Now Fukunaga has finally shared his thoughts on the departure. But don’t continue below expecting to see an angry, frustrated rant aimed toward New Line. No matter how infuriated the director was by the way things played out, he took the high road when talking about what happened. At least this time.

Fukunaga had a chat with Entertainment Weekly about his upcoming Netflix movie Beasts of No Nation when the It situation came up.

Here’s what he had to say on the matter:

“It’s never easy. Chase [Palmer] and I had been working on that script for probably three years. There was a lot of our childhood and our experience in it.”

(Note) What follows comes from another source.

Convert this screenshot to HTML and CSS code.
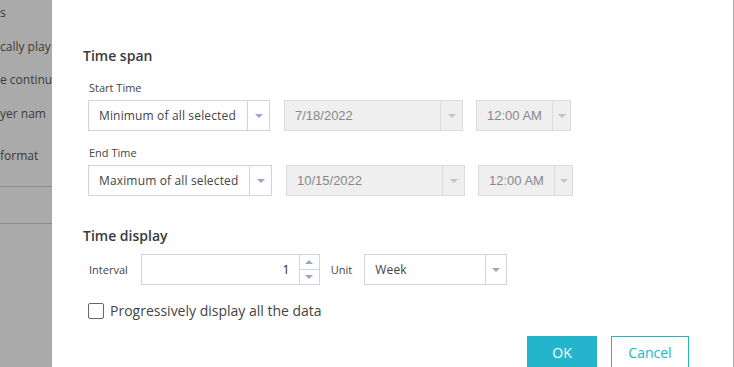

“Ultimately, we and New Line have to agree on the kind of movie we want to make, and we just wanted to make different movies. It’s like a relationship: you can try to make the other person who you want them to be, but it’s impossible really to change. You just have to work.”

Instead of New Line giving in a little and simply letting Fukunaga make the It movie he developed for three years and everyone desperately wants to see, they instead decided to go ahead and bring in someone new, Mama director Andy Muschietti. New Line will also hire a new writer to pen something more fitting to Muschietti’s style.

While we’ll remain open-minded and hopeful that Muschietti will still deliver a worthy adaptation of the book, it’s very unlikely he’ll have three years to mold the movie as Fukunaga had—one of the reasons he was hired because he made Mama for only $15 million and it went on to make $146 million worldwide despite mediocre reviews—and not one part of that bodes well for the final product.